It is used to show that a quantity is repeatedly multiplied by itself.
Let's consider number 3 for example, power can be represented as;

3 x 3 x 3 x 3 = 3^4

OR

a × a × a × a = a^4

It can be read as ‘three to the power four’, because three(3) is written in four(4) places

N/B: '^' represents raised to power or a small number(index) at the top of the big number(also known as the base).

RULES OR LAWS OF INDICES

• RULE 1:
  

The first rule tells us that if we are multiplying expressions with the same base then we add the indices
together.

So, if we have;

a^m × a^n

we add the indices to get;

[a^m × a^n = a^m+n]

• RULE 2:
  

Suppose we have a^4 and want to raise it all to the power 3.

That is;

(a^4)^3

This means that;

a^4 × a^4 × a^4

Now our first rule tells us that we should add the indices together. So that is
a^12, But note also that 12 is 4 × 3. This suggests that if we have a^m all raised to the power n the
result is obtained by multiplying the two powers to get [a^m×n], or simply [a^mn].

• RULE 3:
  

This is usually known as the division rule.
Consider,

a^7 ÷ a^3 = a^7 ÷ a^3 =
a × a × a × a × a × a × a ÷
a × a × a

We can now begin dividing out the common factors of a. Three of the a’s at the top and the
three a’s at the bottom can be divided out, so we are now left with

a^4 ÷ 1

that is; a^4

The same answer is obtained by subtracting the indices,

that is, 7 − 3 = 4.

This leads us to the
third rule, that;

[a^m ÷ a^n = a^m−n].

• RULE 4:
  

Let’s have a look at a^3 divided by a^3.

We are dividing a quantity
by itself, so the answer has got to be 1.

a^3 ÷ a^3 = 1

Let’s do this invoking the 3rd rule; this tells us that to divide the two
quantities, we subtract the indices:

a^3 ÷ a^3 = a^3−3 = a^0

Oh, we have obtained a different answer. But, we have done the same calculation in two
different ways and have done it correctly in both ways. So we try to balance up the two different answers we've gotten, so that we have;

[a^0 = 1].

• RULE 5:

Let’s have a look at another division, but here, I will make the denominator bigger than the numerator.
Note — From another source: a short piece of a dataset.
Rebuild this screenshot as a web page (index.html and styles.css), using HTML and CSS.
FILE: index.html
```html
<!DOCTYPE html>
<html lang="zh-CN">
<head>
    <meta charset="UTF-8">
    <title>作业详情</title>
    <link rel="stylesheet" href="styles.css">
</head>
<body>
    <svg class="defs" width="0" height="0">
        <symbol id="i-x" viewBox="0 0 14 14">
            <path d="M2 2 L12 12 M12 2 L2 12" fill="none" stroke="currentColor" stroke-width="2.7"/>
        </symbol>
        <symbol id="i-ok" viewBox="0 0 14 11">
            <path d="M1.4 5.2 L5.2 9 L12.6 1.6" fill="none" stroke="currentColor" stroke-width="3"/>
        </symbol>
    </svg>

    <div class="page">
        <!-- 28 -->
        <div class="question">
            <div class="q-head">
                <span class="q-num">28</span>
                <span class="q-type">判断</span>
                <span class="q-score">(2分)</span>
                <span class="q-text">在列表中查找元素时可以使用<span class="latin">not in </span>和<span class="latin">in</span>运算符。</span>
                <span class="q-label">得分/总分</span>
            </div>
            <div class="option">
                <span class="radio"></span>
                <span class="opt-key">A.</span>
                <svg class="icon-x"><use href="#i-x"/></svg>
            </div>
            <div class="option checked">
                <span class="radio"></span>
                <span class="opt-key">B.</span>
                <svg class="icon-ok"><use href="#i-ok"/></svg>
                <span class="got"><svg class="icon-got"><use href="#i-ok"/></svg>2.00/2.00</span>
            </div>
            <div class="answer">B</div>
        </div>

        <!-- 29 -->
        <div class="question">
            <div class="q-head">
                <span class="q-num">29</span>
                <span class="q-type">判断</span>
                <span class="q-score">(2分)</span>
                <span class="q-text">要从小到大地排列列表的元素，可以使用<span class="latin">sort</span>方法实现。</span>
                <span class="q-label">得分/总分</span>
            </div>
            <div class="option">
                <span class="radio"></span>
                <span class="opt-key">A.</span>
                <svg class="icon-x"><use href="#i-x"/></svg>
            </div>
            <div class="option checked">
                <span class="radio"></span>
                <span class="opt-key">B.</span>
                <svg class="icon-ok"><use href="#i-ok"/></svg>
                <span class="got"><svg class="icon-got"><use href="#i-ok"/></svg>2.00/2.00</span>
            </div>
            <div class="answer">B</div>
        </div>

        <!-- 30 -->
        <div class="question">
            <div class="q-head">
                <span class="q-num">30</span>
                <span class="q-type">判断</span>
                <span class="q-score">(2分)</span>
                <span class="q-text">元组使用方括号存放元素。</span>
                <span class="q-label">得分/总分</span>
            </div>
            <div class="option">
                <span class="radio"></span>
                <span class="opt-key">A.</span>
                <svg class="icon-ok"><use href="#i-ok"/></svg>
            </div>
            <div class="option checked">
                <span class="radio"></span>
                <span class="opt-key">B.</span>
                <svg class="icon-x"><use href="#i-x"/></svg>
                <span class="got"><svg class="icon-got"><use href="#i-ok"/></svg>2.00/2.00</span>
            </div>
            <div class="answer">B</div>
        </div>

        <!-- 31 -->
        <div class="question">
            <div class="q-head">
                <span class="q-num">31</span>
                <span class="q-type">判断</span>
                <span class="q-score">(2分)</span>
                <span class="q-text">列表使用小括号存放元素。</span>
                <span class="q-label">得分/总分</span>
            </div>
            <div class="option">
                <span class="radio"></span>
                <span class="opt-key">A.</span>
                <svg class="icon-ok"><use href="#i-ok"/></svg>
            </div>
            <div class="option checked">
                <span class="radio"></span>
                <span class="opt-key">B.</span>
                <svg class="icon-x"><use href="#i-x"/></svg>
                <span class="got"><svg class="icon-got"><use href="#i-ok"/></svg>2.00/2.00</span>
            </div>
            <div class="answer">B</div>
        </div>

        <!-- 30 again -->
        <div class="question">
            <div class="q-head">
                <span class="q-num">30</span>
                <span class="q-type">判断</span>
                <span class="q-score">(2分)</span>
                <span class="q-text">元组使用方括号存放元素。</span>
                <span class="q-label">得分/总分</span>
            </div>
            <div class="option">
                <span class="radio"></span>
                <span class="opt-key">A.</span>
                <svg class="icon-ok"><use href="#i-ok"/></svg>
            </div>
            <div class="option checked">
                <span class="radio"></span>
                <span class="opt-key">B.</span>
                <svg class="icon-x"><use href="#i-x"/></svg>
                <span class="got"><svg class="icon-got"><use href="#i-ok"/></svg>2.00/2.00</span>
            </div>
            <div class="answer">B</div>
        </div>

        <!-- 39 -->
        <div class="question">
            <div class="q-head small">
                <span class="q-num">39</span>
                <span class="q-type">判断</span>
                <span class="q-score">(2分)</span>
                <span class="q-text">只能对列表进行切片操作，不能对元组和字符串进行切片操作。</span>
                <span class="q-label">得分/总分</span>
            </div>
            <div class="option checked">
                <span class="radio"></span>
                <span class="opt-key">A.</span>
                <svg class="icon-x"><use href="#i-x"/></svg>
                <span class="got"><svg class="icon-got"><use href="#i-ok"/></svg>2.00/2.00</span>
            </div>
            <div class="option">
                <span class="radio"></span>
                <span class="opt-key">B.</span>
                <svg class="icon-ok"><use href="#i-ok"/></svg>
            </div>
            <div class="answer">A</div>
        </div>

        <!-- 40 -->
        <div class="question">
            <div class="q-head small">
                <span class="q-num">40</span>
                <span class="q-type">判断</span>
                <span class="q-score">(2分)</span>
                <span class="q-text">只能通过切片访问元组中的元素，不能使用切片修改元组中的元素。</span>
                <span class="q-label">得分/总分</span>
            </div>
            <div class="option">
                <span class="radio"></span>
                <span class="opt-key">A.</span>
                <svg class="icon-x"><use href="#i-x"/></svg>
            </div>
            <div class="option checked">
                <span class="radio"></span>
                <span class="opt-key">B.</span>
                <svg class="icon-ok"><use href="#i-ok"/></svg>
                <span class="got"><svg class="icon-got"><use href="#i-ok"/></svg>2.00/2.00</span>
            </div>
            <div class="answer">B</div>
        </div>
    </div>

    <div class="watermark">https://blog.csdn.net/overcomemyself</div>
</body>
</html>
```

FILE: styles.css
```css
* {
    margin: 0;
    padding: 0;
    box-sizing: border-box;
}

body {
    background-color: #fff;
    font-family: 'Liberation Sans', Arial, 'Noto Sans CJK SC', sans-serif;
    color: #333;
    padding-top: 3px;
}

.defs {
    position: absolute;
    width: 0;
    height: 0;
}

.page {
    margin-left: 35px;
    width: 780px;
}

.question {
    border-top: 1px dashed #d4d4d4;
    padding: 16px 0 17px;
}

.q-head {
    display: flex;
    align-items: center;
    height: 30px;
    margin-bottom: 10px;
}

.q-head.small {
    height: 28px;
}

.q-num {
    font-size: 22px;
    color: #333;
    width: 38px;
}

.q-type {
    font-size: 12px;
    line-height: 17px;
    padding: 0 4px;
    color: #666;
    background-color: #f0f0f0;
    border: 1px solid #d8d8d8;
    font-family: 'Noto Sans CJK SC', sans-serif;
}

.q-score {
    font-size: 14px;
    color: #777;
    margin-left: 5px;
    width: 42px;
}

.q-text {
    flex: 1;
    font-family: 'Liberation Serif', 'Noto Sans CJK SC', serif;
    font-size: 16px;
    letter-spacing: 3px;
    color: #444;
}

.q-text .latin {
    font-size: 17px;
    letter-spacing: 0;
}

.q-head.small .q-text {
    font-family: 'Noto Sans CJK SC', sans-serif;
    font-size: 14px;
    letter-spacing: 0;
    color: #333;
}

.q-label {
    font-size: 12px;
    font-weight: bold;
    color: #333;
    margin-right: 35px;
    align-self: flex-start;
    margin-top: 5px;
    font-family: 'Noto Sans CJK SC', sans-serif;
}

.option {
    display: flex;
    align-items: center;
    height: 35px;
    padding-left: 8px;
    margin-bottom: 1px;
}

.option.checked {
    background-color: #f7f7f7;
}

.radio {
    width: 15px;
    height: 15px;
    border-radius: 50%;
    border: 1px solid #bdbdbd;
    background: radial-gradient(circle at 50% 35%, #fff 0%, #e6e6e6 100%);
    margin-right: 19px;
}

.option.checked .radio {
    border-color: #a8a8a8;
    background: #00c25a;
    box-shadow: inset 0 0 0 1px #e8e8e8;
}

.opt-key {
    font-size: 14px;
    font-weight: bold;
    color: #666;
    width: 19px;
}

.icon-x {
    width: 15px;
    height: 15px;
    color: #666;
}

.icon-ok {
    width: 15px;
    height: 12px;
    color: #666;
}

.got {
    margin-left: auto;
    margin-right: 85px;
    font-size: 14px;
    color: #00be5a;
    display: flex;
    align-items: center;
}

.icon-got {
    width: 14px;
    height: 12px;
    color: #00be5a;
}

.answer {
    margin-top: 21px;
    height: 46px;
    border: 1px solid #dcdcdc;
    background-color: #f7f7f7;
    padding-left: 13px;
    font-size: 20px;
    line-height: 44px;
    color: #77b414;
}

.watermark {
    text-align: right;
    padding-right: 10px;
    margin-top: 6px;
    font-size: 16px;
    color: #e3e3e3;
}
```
Consider, a^3 divided by a^7.

a^3 ÷ a^7 = a × a × a ÷ a × a × a × a × a × a × a

Again, we can now begin dividing out the common factors of a. The 3 a’s at the top and three
of the a’s at the bottom can be divided out and we are now left with;

a^3 ÷ a^7 = 1 ÷ a × a × a × a = 1 ÷ a^4

By invoking our third rule and do the same calculation by subtracting the indices.

a^3 ÷ a^7 = a^3−7 = a^−4

Just like the later, we have done the same calculation in two different ways and correctly. So by balancing the two correct answers, we get;

[1 ÷ a^4 = a^−4] OR [a^−m = 1 ÷ am] OR [1 ÷ a^−m = a^m]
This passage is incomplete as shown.